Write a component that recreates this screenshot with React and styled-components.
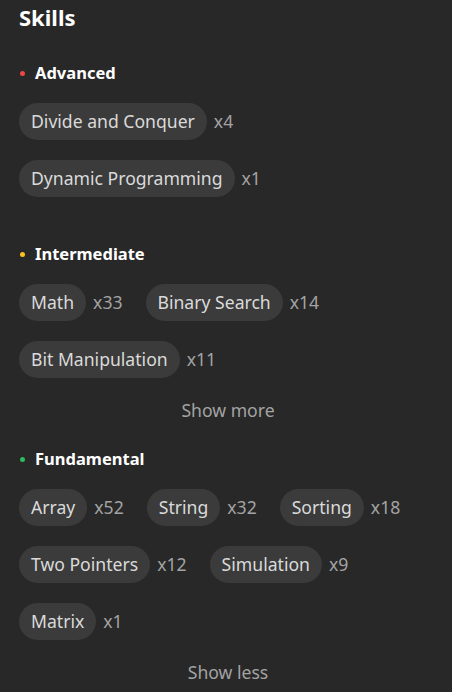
import React from "react";
import styled, { createGlobalStyle } from "styled-components";

const GlobalStyle = createGlobalStyle`
  body {
    margin: 0;
    background: #282828;
    font-family: "Noto Sans", "Open Sans", sans-serif;
  }
`;

const Panel = styled.div`
  padding: 2px 15px 0 19px;
  color: #eff1f6;
`;

const Title = styled.h2`
  margin: 0 0 29px;
  font-size: 22px;
  line-height: 30px;
  font-weight: 700;
  color: #ffffff;
`;

const Section = styled.section`
  margin-bottom: 25px;
`;

const Heading = styled.div`
  display: flex;
  align-items: center;
  gap: 10px;
  padding-left: 1px;
  font-size: 16.5px;
  line-height: 24px;
  font-weight: 700;
  color: #ffffff;
  margin-bottom: 18px;
`;

const Dot = styled.span`
  width: 5px;
  height: 5px;
  border-radius: 50%;
  background: ${(p) => p.color};
`;

const TagList = styled.div`
  display: flex;
  flex-wrap: wrap;
  column-gap: 23px;
`;

const Item = styled.div`
  display: flex;
  align-items: center;
  gap: 7px;
  margin-bottom: 20px;
`;

const Pill = styled.span`
  display: inline-block;
  padding: 8px 12px;
  border-radius: 19px;
  background: #3b3b3b;
  color: #dadada;
  font-size: 17.6px;
  line-height: 21px;
`;

const Count = styled.span`
  color: #a3a3a3;
  font-size: 17.6px;
  line-height: 21px;
`;

const Toggle = styled.button`
  display: block;
  width: 100%;
  padding: 0;
  border: 0;
  background: none;
  text-align: center;
  color: #a3a3a3;
  font-family: inherit;
  font-size: 17.6px;
  line-height: 24px;
  cursor: pointer;
`;

const sections = [
  {
    name: "Advanced",
    color: "#ef4743",
    tags: [
      ["Divide and Conquer", 4],
      ["Dynamic Programming", 1],
    ],
  },
  {
    name: "Intermediate",
    color: "#ffc01e",
    tags: [
      ["Math", 33],
      ["Binary Search", 14],
      ["Bit Manipulation", 11],
    ],
    toggle: "Show more",
  },
  {
    name: "Fundamental",
    color: "#2cbb5d",
    tags: [
      ["Array", 52],
      ["String", 32],
      ["Sorting", 18],
      ["Two Pointers", 12],
      ["Simulation", 9],
      ["Matrix", 1],
    ],
    toggle: "Show less",
  },
];

const breakAfter = { "Divide and Conquer": true };

const App = () => (
  <>
    <GlobalStyle />
    <Panel>
      <Title>Skills</Title>
      {sections.map((s) => (
        <Section key={s.name}>
          <Heading>
            <Dot color={s.color} />
            {s.name}
          </Heading>
          <TagList>
            {s.tags.map(([tag, n]) => (
              <Item key={tag} style={breakAfter[tag] ? { flexBasis: "100%" } : undefined}>
                <Pill>{tag}</Pill>
                <Count>x{n}</Count>
              </Item>
            ))}
          </TagList>
          {s.toggle && <Toggle>{s.toggle}</Toggle>}
        </Section>
      ))}
    </Panel>
  </>
);

export default App;
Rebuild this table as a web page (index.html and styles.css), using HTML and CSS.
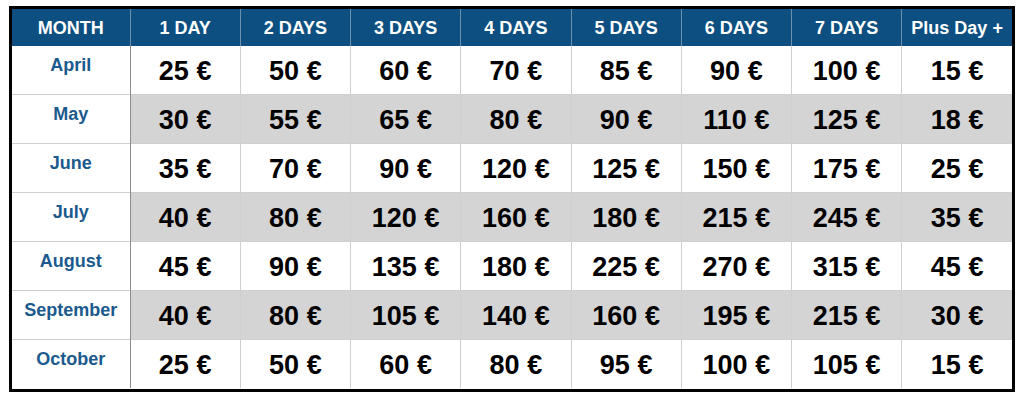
FILE: index.html
```html
<!DOCTYPE html>
<html lang="en">
<head>
<meta charset="utf-8">
<title>Prices</title>
<link rel="stylesheet" href="styles.css">
</head>
<body>
<div class="frame">
<table class="prices">
<colgroup><col class="c-month"><col><col><col><col><col><col><col><col></colgroup>
<thead>
<tr><th>MONTH</th><th>1 DAY</th><th>2 DAYS</th><th>3 DAYS</th><th>4 DAYS</th><th>5 DAYS</th><th>6 DAYS</th><th>7 DAYS</th><th>Plus Day +</th></tr>
</thead>
<tbody>
<tr><td class="month">April</td><td>25 €</td><td>50 €</td><td>60 €</td><td>70 €</td><td>85 €</td><td>90 €</td><td>100 €</td><td>15 €</td></tr>
<tr class="alt"><td class="month">May</td><td>30 €</td><td>55 €</td><td>65 €</td><td>80 €</td><td>90 €</td><td>110 €</td><td>125 €</td><td>18 €</td></tr>
<tr><td class="month">June</td><td>35 €</td><td>70 €</td><td>90 €</td><td>120 €</td><td>125 €</td><td>150 €</td><td>175 €</td><td>25 €</td></tr>
<tr class="alt"><td class="month">July</td><td>40 €</td><td>80 €</td><td>120 €</td><td>160 €</td><td>180 €</td><td>215 €</td><td>245 €</td><td>35 €</td></tr>
<tr><td class="month">August</td><td>45 €</td><td>90 €</td><td>135 €</td><td>180 €</td><td>225 €</td><td>270 €</td><td>315 €</td><td>45 €</td></tr>
<tr class="alt"><td class="month">September</td><td>40 €</td><td>80 €</td><td>105 €</td><td>140 €</td><td>160 €</td><td>195 €</td><td>215 €</td><td>30 €</td></tr>
<tr><td class="month">October</td><td>25 €</td><td>50 €</td><td>60 €</td><td>80 €</td><td>95 €</td><td>100 €</td><td>105 €</td><td>15 €</td></tr>
</tbody>
</table>
</div>
</body>
</html>
```
FILE: styles.css
```css
html, body {
  margin: 0;
  padding: 0;
  background: #fff;
}
.frame {
  width: 1000px;
  height: 380px;
  margin: 6px 0 0 9px;
  border: 3px solid #000;
  overflow: hidden;
}
.prices {
  width: 1000px;
  border-collapse: collapse;
  table-layout: fixed;
  font-family: "Liberation Sans", Arial, Helvetica, sans-serif;
  font-weight: 700;
}
.c-month {
  width: 118px;
}
.prices th {
  height: 35px;
  padding: 2px 0 0;
  background: #0c4f80;
  color: #fff;
  font-size: 18px;
  font-weight: 700;
  text-align: center;
  vertical-align: middle;
  border-left: 1px solid #6d90ad;
}
.prices th:first-child {
  border-left: none;
}
.prices td {
  height: 46px;
  padding: 2px 0 0;
  text-align: center;
  vertical-align: middle;
  font-size: 27px;
  line-height: 30px;
  color: #000;
  border-left: 1px solid #cfcfcf;
  border-top: 1px solid #cfcfcf;
}
.prices tr.alt td {
  background: #d4d4d4;
}
.prices td.month,
.prices tr.alt td.month {
  height: 38px;
  padding: 0 0 10px;
  background: #fff;
  color: #1b5a8d;
  font-size: 18px;
  line-height: 20px;
  border-left: none;
  border-right: 1px solid #8c8c8c;
}
.prices tbody tr:first-child td {
  border-top: none;
}
```
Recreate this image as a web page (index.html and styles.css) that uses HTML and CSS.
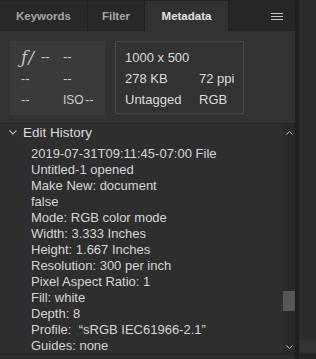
FILE: index.html
```html
<!DOCTYPE html>
<html>
<head>
<meta charset="utf-8">
<link rel="stylesheet" href="styles.css">
</head>
<body>
<div class="app">
  <div class="main">
    <div class="tabs">
      <div class="tab tab-kw">Keywords</div>
      <div class="tab tab-filter">Filter</div>
      <div class="tab tab-meta active">Metadata</div>
      <div class="tab-fill">
        <svg class="menu" width="12" height="8" viewBox="0 0 12 8"><rect x="0" y="0" width="12" height="1" fill="#c8c8c8"/><rect x="0" y="3" width="12" height="1" fill="#c8c8c8"/><rect x="0" y="6" width="12" height="1" fill="#c8c8c8"/></svg>
      </div>
    </div>
    <div class="info">
      <div class="camera">
        <span class="c1 fstop">ƒ/</span><span class="c2">--</span><span class="c3">--</span><span class="c4"></span>
        <span class="c1">--</span><span class="c2"></span><span class="c3">--</span><span class="c4"></span>
        <span class="c1">--</span><span class="c2"></span><span class="c3 iso">ISO</span><span class="c4">--</span>
      </div>
      <div class="file">
        <span>1000 x 500</span><span></span>
        <span>278 KB</span><span>72 ppi</span>
        <span>Untagged</span><span>RGB</span>
      </div>
    </div>
    <div class="history">
      <div class="hist-content">
        <div class="hist-head">
          <svg class="chev" width="8" height="5" viewBox="0 0 8 5"><polyline points="0.5,0.5 4,4 7.5,0.5" fill="none" stroke="#bdbdbd" stroke-width="1.1"/></svg>
          <span>Edit History</span>
        </div>
        <div class="hist-list">
          <div>2019-07-31T09:11:45-07:00 File</div>
          <div>Untitled-1 opened</div>
          <div>Make New: document</div>
          <div>false</div>
          <div>Mode: RGB color mode</div>
          <div>Width: 3.333 Inches</div>
          <div>Height: 1.667 Inches</div>
          <div>Resolution: 300 per inch</div>
          <div>Pixel Aspect Ratio: 1</div>
          <div>Fill: white</div>
          <div>Depth: 8</div>
          <div>Profile: &nbsp;“sRGB IEC61966-2.1”</div>
          <div>Guides: none</div>
        </div>
      </div>
      <div class="scrollbar">
        <svg class="arrow" width="7" height="4" viewBox="0 0 7 4"><polyline points="0.5,3.5 3.5,0.5 6.5,3.5" fill="none" stroke="#bbb" stroke-width="1"/></svg>
        <div class="track"><div class="thumb"></div></div>
        <svg class="arrow" width="7" height="4" viewBox="0 0 7 4"><polyline points="0.5,0.5 3.5,3.5 6.5,0.5" fill="none" stroke="#bbb" stroke-width="1"/></svg>
      </div>
    </div>
    <div class="bottom"></div>
  </div>
  <div class="divider"></div>
  <div class="side">
    <div class="side-top"></div>
    <div class="side-strip"></div>
    <div class="side-bottom"></div>
  </div>
</div>
</body>
</html>
```

FILE: styles.css
```css
* { box-sizing: border-box; }
html, body { margin: 0; padding: 0; }
body {
  width: 316px;
  height: 359px;
  overflow: hidden;
  background: #2b2b2b;
  font-family: "Liberation Sans", Arial, sans-serif;
  color: #d8d8d8;
}
.app {
  display: flex;
  height: 359px;
}
.main {
  width: 295px;
  display: flex;
  flex-direction: column;
  background: #323232;
}
.divider {
  width: 4px;
  background: #1e1e1e;
}
.side {
  flex: 1;
  display: flex;
  flex-direction: column;
  background: #2c2c2c;
}
.side-top { height: 340px; }
.side-strip { height: 13px; background: #323232; }
.side-bottom { flex: 1; background: #262626; }

.tabs {
  height: 31px;
  display: flex;
  background: #232323;
}
.tab {
  display: flex;
  align-items: center;
  justify-content: center;
  font-weight: bold;
  font-size: 11.5px;
  color: #a6a6a6;
  background: #282828;
  border-right: 1px solid #1f1f1f;
  margin-top: 1px;
}
.tab-kw { width: 88px; }
.tab-filter { width: 57px; }
.tab-meta { width: 84px; }
.tab.active {
  background: #323232;
  color: #e2e2e2;
  border-right: 1px solid #1f1f1f;
}
.tab-fill {
  flex: 1;
  display: flex;
  align-items: center;
  justify-content: flex-end;
  padding-right: 12px;
  background: #262626;
  margin-top: 1px;
}
.menu { display: block; margin-top: 1px; }

.info {
  height: 93px;
  display: flex;
  gap: 10px;
  padding: 10px 0 0 10px;
  border-bottom: 1px solid #242424;
}
.camera {
  width: 95px;
  height: 74px;
  background: #3a3a3a;
  display: grid;
  grid-template-columns: 20px 22px 22px 1fr;
  grid-auto-rows: 21.5px;
  padding: 5px 0 0 11px;
  font-size: 13px;
  color: #cfcfcf;
  align-items: center;
}
.camera span { white-space: nowrap; }
.iso { font-size: 12px; }
.fstop {
  font-family: "DejaVu Serif", "Liberation Serif", serif;
  font-style: italic;
  font-size: 17px;
  color: #c8c8c8;
  letter-spacing: 1px;
}
.file {
  width: 129px;
  height: 73px;
  border: 1px solid #4a4a4a;
  display: grid;
  grid-template-columns: 74px 1fr;
  grid-auto-rows: 21px;
  padding: 5px 0 0 9px;
  font-size: 13px;
  color: #dcdcdc;
  align-items: center;
}

.history {
  flex: 1;
  display: flex;
  min-height: 0;
  background: #2e2e2e;
}
.hist-content {
  flex: 1;
  overflow: hidden;
}
.hist-head {
  height: 16px;
  display: flex;
  align-items: center;
  padding-left: 9px;
  font-size: 13.5px;
  color: #dadada;
}
.chev { display: block; margin-right: 6px; margin-top: 1px; }
.hist-list {
  padding: 0 0 0 31px;
  margin-top: 6px;
  font-size: 13px;
  line-height: 16px;
  color: #d6d6d6;
  white-space: nowrap;
}
.scrollbar {
  width: 12px;
  display: flex;
  flex-direction: column;
  align-items: center;
  background: #292929;
  padding: 7px 0 4px;
}
.arrow { display: block; flex: none; }
.track {
  flex: 1;
  width: 12px;
  display: flex;
  flex-direction: column;
  justify-content: flex-end;
  padding-bottom: 34px;
}
.thumb {
  height: 20px;
  background: #565656;
}
.bottom {
  height: 6px;
  border-top: 1px solid #242424;
  background: #2c2c2c;
}
```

· · · ·

THE TASK: Extract all lines of the records above that include "components".

OUTPUT:
Write a component that recreates this screenshot with React and styled-components.
import styled, { createGlobalStyle } from "styled-components";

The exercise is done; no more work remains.